Do Your Job! - Though the Texans have some obvious talent at various positions, the divide between these two playoff teams is pretty significant. New England is better. They should have the upper hand in nearly every measurable area. Now it comes down to execution. Belichick's organization mantra is the overall game plan - Do Your Job. If the individual players do that to anywhere near their capabilities they will take care of business against Houston. Sometimes that's easier said than done. This time, it should just get done.

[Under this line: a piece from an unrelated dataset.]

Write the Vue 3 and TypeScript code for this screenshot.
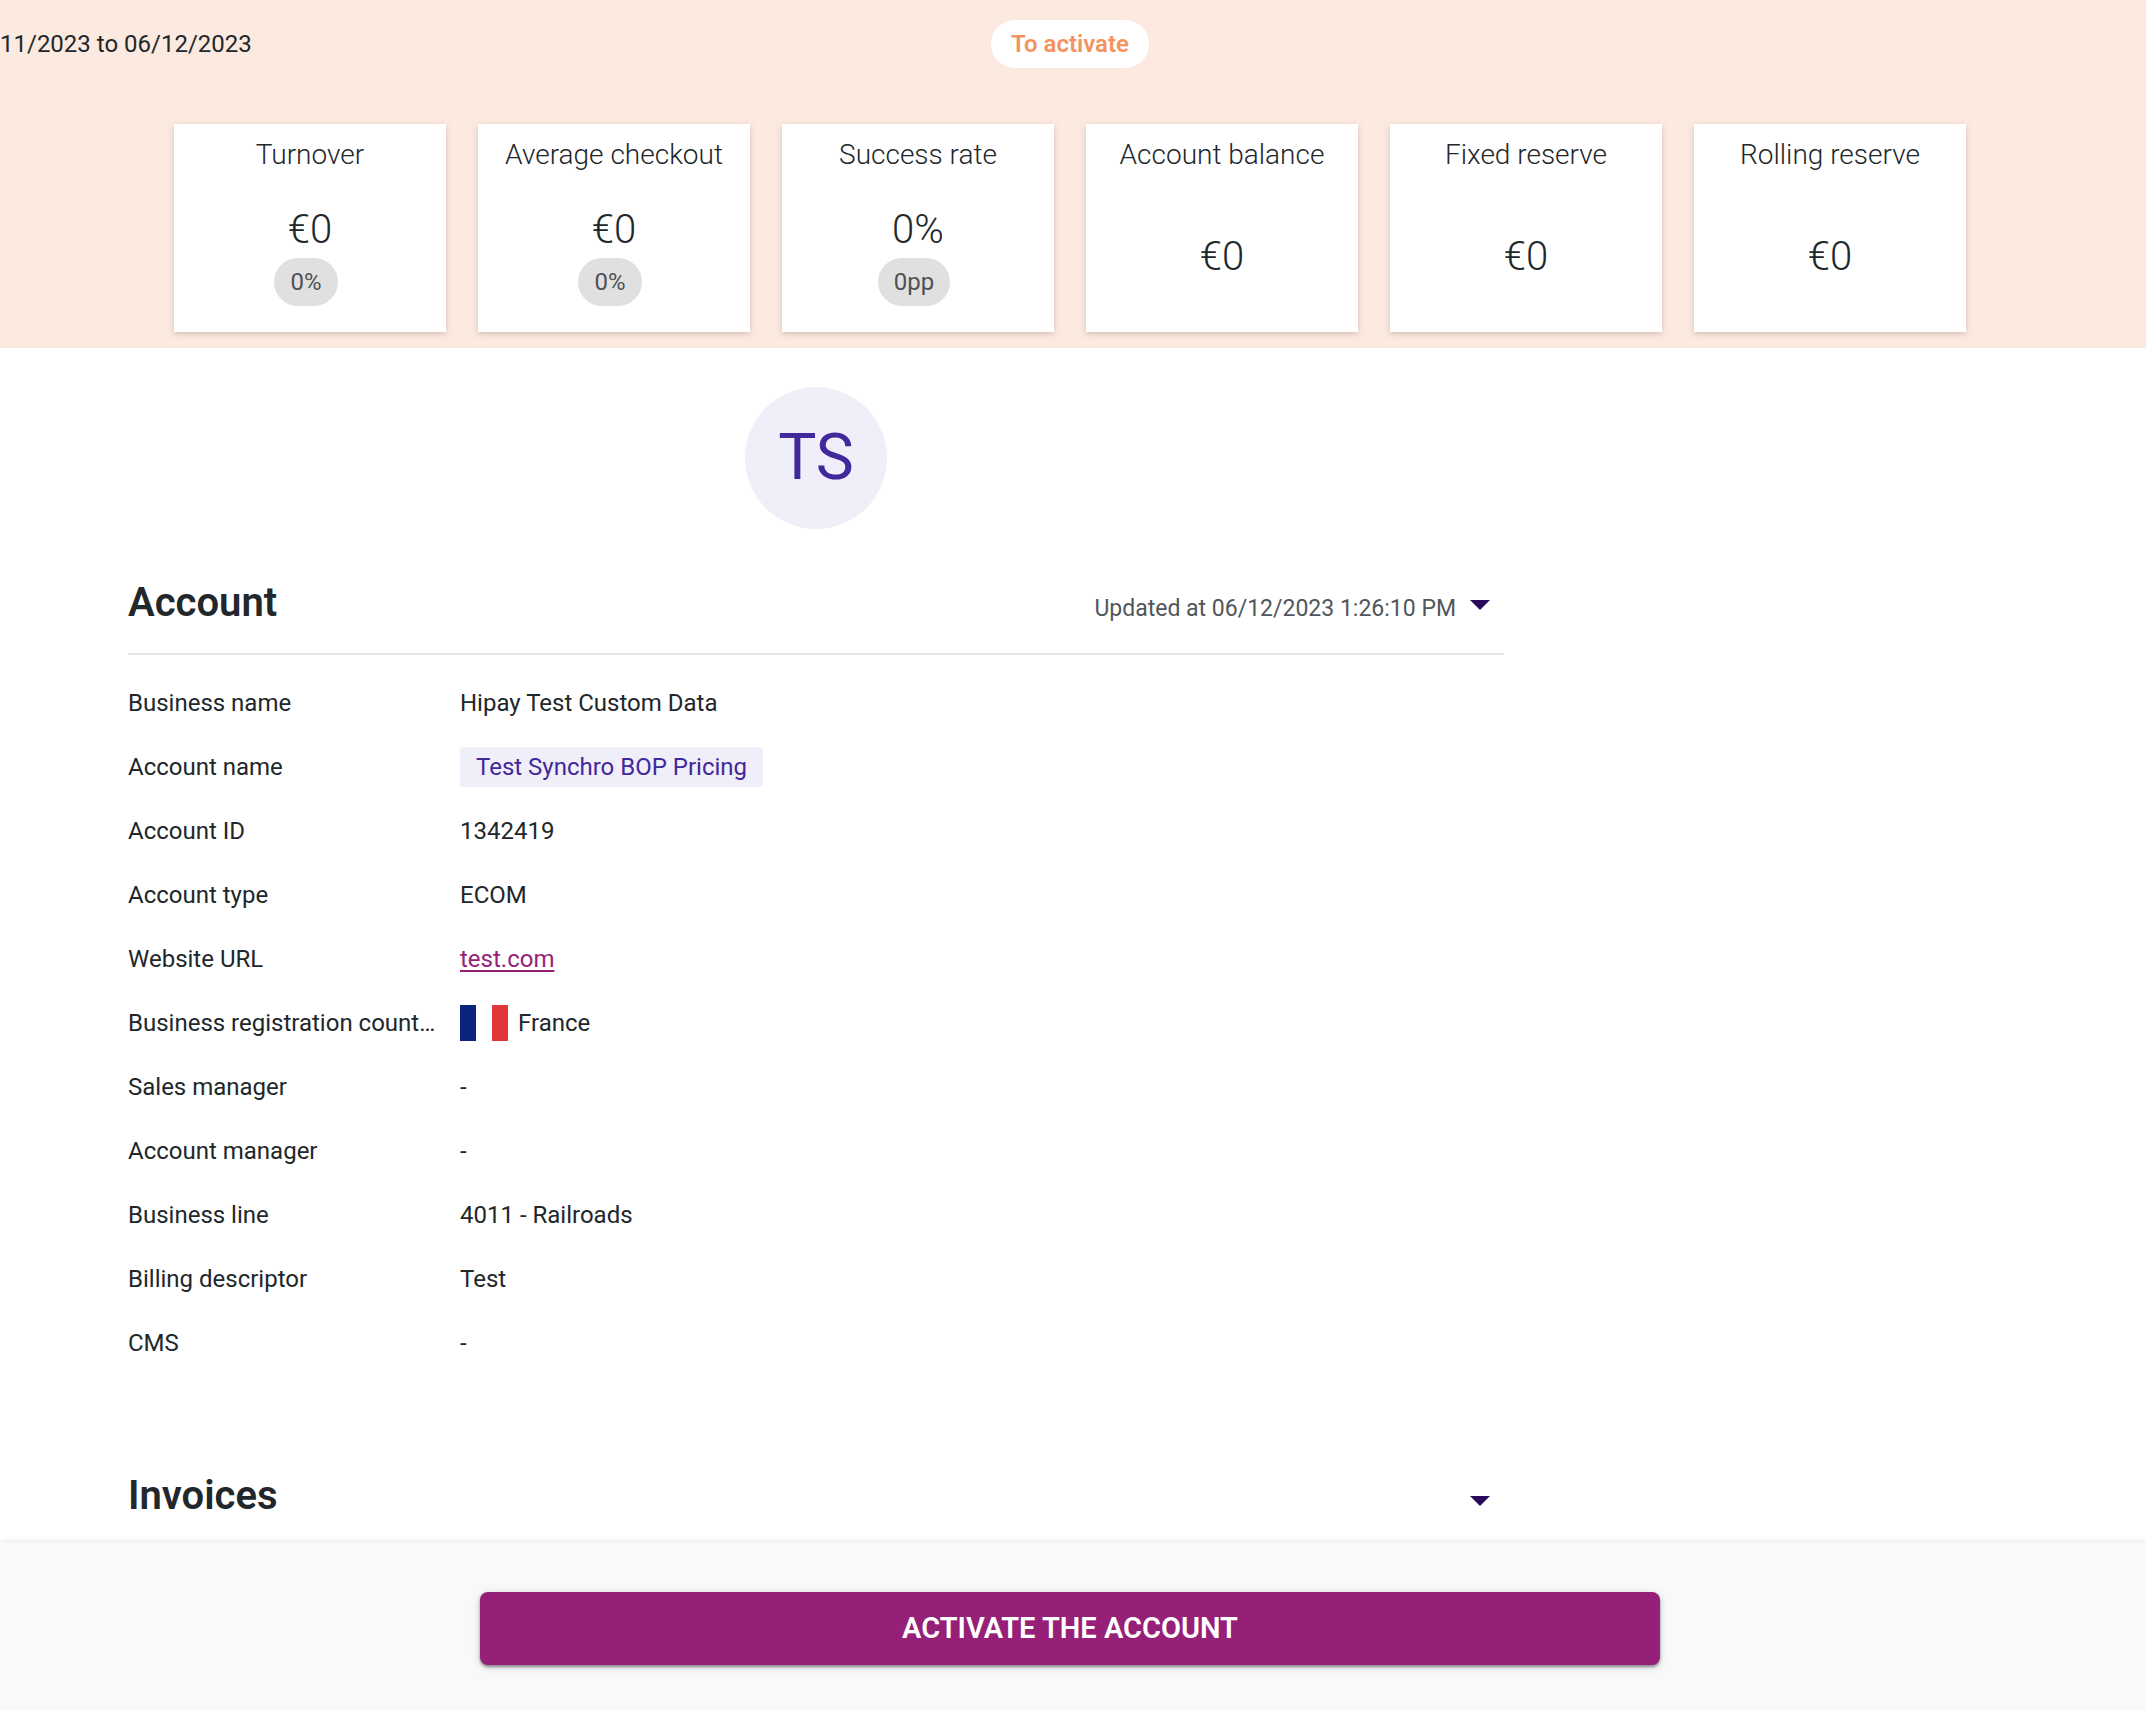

Prediction - Teams have to show respect to their opponents. The Patriots have done that this week. But the media and fans don't follow such rules. Houston is by far the inferior team. They will be going for an historic upset. They will not get it. New England should be able to control the ball on offense, both through the air and on the ground. Blount's illness could be a concern, but Lewis has been able to handle a big chunk of the the load down the stretch, too. Brady has endless weapons to turn to through the air, able to spread out a solid pass defense to get the matchups he wants. Defensively it's nearly impossible to imagine Miller running wild. It's even harder to imagine Osweiler skulking into Foxborough and putting up what would need to be a career day. Maybe O'Brien, Crennel and Company will have some insider tricks to pull off. Maybe. It still won't be near enough. New England will roll to the 38-13 victory, beating Houston to get one step closer to Houston and Super Bowl LI.